# WHAT IS ASKED
Repeat only what lies from the line with "Give me the" to the line with "const [header, setHeader] = useState(true);", those two lines included, exactly as it stands; omit any images.

-------- MATERIAL FOR THIS EXERCISE --------

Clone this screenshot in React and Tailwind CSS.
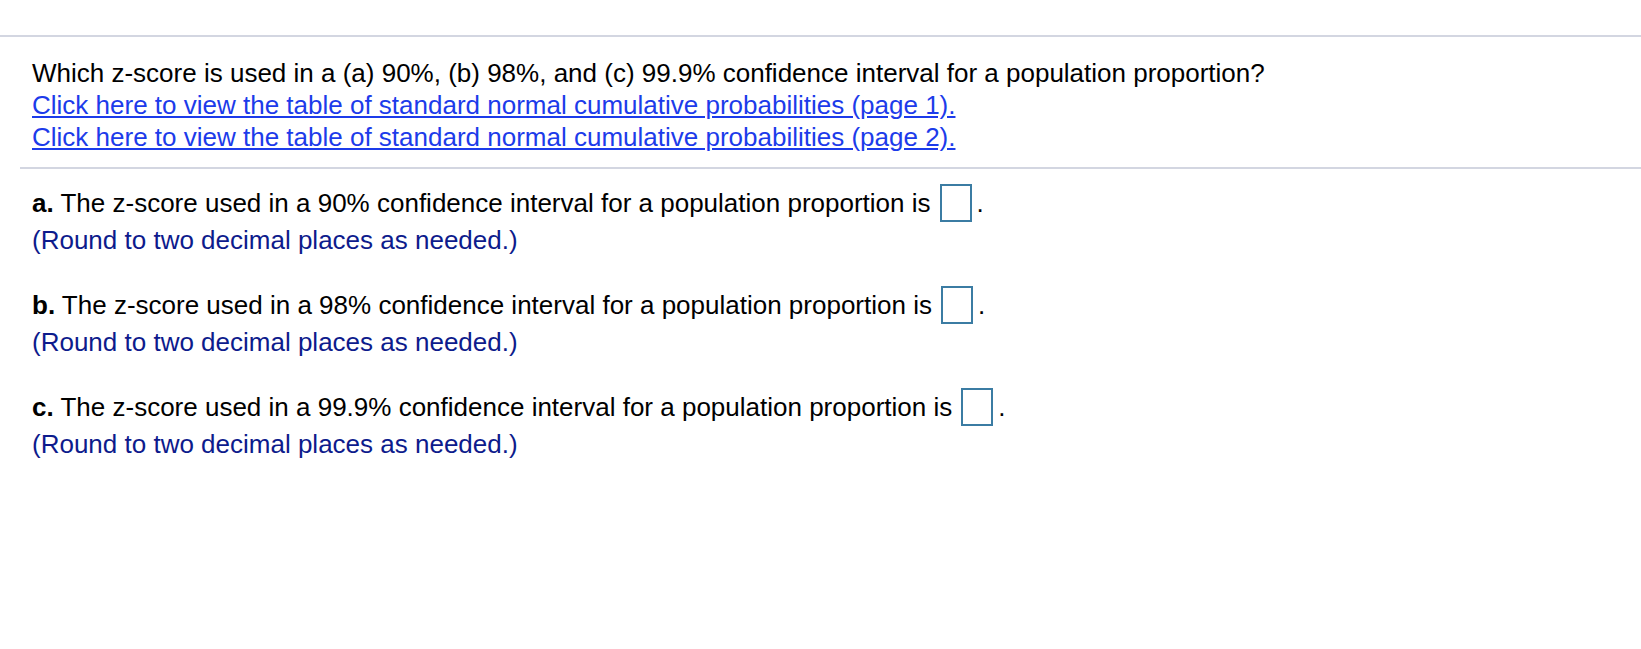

--------
-------- MATERIAL FOR THIS EXERCISE --------

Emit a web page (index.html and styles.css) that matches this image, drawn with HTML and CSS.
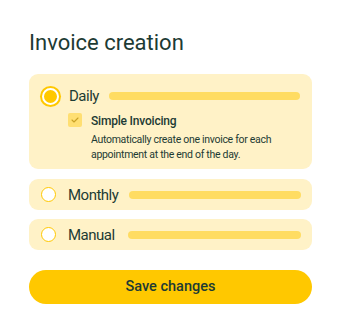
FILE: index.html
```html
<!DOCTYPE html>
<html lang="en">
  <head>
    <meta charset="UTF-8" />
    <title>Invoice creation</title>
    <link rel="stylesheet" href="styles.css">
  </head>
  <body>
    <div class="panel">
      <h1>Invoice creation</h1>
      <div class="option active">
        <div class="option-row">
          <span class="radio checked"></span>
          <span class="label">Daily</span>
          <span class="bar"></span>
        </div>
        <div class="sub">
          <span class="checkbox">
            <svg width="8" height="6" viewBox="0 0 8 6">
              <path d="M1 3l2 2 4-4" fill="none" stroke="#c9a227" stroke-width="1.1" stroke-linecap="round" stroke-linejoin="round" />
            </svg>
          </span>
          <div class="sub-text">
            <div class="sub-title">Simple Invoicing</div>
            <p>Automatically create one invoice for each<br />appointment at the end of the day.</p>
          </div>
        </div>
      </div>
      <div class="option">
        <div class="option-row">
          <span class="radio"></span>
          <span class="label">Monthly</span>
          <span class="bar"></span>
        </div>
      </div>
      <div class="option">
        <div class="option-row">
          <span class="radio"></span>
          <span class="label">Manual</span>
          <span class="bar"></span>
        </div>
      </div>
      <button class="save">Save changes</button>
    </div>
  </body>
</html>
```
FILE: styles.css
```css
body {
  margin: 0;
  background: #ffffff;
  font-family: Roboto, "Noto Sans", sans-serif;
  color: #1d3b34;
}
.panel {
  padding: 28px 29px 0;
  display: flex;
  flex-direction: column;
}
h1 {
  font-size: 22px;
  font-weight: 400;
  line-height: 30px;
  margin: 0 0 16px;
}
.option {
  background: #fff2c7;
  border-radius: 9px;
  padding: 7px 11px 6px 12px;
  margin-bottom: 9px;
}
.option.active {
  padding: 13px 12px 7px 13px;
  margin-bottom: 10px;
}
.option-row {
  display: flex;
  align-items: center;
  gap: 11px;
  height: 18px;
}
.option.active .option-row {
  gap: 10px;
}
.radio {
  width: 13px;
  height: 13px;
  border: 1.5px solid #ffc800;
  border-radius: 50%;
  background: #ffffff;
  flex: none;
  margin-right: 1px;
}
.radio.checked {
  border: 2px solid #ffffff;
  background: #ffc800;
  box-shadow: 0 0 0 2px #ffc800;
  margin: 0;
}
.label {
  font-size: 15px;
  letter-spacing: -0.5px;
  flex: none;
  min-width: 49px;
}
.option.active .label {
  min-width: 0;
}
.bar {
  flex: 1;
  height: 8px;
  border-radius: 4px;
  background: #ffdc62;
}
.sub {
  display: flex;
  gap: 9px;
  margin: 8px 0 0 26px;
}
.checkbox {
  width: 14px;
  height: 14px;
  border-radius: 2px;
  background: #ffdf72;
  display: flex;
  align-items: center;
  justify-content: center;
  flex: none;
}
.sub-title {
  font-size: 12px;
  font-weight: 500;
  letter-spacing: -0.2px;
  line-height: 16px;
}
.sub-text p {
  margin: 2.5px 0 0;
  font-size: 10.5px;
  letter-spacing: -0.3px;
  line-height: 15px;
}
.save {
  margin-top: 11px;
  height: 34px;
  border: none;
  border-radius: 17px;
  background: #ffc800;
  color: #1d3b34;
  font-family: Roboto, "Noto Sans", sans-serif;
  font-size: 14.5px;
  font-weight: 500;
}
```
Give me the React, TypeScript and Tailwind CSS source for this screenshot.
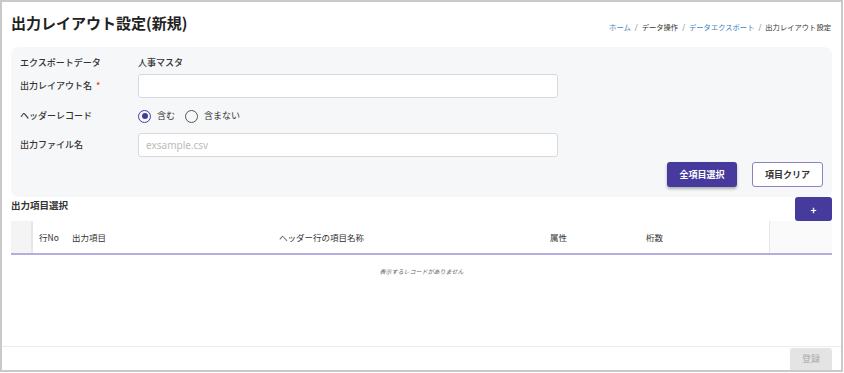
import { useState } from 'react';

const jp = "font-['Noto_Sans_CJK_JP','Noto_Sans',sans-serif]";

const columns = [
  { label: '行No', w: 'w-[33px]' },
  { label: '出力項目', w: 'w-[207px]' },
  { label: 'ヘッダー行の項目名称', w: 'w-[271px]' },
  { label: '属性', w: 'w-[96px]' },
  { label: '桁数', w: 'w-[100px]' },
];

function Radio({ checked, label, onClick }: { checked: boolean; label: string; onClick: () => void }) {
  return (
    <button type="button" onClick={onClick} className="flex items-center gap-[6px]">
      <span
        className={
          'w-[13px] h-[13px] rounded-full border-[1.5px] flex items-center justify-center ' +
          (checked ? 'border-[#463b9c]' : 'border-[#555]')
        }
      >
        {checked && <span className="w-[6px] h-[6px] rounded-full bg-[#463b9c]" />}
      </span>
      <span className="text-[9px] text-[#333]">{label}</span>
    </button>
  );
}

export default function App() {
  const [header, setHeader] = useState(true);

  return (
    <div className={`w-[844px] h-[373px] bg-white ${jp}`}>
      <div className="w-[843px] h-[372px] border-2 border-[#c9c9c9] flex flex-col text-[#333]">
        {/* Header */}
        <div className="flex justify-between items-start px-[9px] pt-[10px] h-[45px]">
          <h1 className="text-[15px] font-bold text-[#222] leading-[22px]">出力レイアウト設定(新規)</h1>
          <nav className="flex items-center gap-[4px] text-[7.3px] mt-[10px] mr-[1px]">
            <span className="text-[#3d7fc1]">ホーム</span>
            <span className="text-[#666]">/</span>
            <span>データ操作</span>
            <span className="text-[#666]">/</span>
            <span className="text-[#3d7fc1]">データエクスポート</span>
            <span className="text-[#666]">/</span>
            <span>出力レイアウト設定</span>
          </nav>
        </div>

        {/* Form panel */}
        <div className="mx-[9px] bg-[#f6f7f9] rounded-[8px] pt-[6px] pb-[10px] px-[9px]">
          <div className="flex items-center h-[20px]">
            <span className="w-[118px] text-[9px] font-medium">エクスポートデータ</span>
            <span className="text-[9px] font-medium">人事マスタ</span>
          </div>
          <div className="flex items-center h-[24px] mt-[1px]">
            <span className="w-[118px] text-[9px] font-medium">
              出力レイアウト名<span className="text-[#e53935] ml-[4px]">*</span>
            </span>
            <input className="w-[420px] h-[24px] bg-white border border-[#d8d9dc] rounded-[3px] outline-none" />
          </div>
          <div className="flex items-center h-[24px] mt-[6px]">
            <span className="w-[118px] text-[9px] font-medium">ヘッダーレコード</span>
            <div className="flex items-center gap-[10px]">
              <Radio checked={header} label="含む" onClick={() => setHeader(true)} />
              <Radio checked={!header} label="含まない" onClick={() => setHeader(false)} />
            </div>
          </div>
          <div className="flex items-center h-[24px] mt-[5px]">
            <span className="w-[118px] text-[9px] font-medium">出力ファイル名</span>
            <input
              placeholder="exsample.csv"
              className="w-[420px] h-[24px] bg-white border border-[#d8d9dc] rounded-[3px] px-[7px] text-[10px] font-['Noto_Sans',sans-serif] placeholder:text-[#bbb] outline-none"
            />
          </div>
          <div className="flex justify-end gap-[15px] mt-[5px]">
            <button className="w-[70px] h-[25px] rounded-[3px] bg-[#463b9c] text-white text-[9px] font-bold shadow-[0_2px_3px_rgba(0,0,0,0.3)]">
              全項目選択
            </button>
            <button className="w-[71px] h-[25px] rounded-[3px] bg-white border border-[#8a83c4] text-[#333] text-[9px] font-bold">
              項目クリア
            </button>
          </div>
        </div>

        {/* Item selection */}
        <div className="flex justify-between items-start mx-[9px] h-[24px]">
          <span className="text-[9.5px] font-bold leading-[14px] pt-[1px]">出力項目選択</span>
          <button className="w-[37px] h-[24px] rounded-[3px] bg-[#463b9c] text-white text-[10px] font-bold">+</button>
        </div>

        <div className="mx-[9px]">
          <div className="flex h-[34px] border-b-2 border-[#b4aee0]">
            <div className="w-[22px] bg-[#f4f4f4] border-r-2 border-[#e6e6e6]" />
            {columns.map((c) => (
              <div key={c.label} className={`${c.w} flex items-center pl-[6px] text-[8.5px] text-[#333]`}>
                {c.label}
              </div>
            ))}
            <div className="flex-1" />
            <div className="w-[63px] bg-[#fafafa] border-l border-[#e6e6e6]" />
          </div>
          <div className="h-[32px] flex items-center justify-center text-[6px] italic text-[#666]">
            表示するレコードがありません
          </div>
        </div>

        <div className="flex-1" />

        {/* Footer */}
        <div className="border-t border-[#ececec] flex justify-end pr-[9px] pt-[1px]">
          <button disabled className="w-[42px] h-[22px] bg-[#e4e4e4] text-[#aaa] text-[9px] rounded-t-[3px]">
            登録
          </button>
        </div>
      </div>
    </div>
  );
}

--------

# FULL ANSWER
Give me the React, TypeScript and Tailwind CSS source for this screenshot.
import { useState } from 'react';

const jp = "font-['Noto_Sans_CJK_JP','Noto_Sans',sans-serif]";

const columns = [
  { label: '行No', w: 'w-[33px]' },
  { label: '出力項目', w: 'w-[207px]' },
  { label: 'ヘッダー行の項目名称', w: 'w-[271px]' },
  { label: '属性', w: 'w-[96px]' },
  { label: '桁数', w: 'w-[100px]' },
];

function Radio({ checked, label, onClick }: { checked: boolean; label: string; onClick: () => void }) {
  return (
    <button type="button" onClick={onClick} className="flex items-center gap-[6px]">
      <span
        className={
          'w-[13px] h-[13px] rounded-full border-[1.5px] flex items-center justify-center ' +
          (checked ? 'border-[#463b9c]' : 'border-[#555]')
        }
      >
        {checked && <span className="w-[6px] h-[6px] rounded-full bg-[#463b9c]" />}
      </span>
      <span className="text-[9px] text-[#333]">{label}</span>
    </button>
  );
}

export default function App() {
  const [header, setHeader] = useState(true);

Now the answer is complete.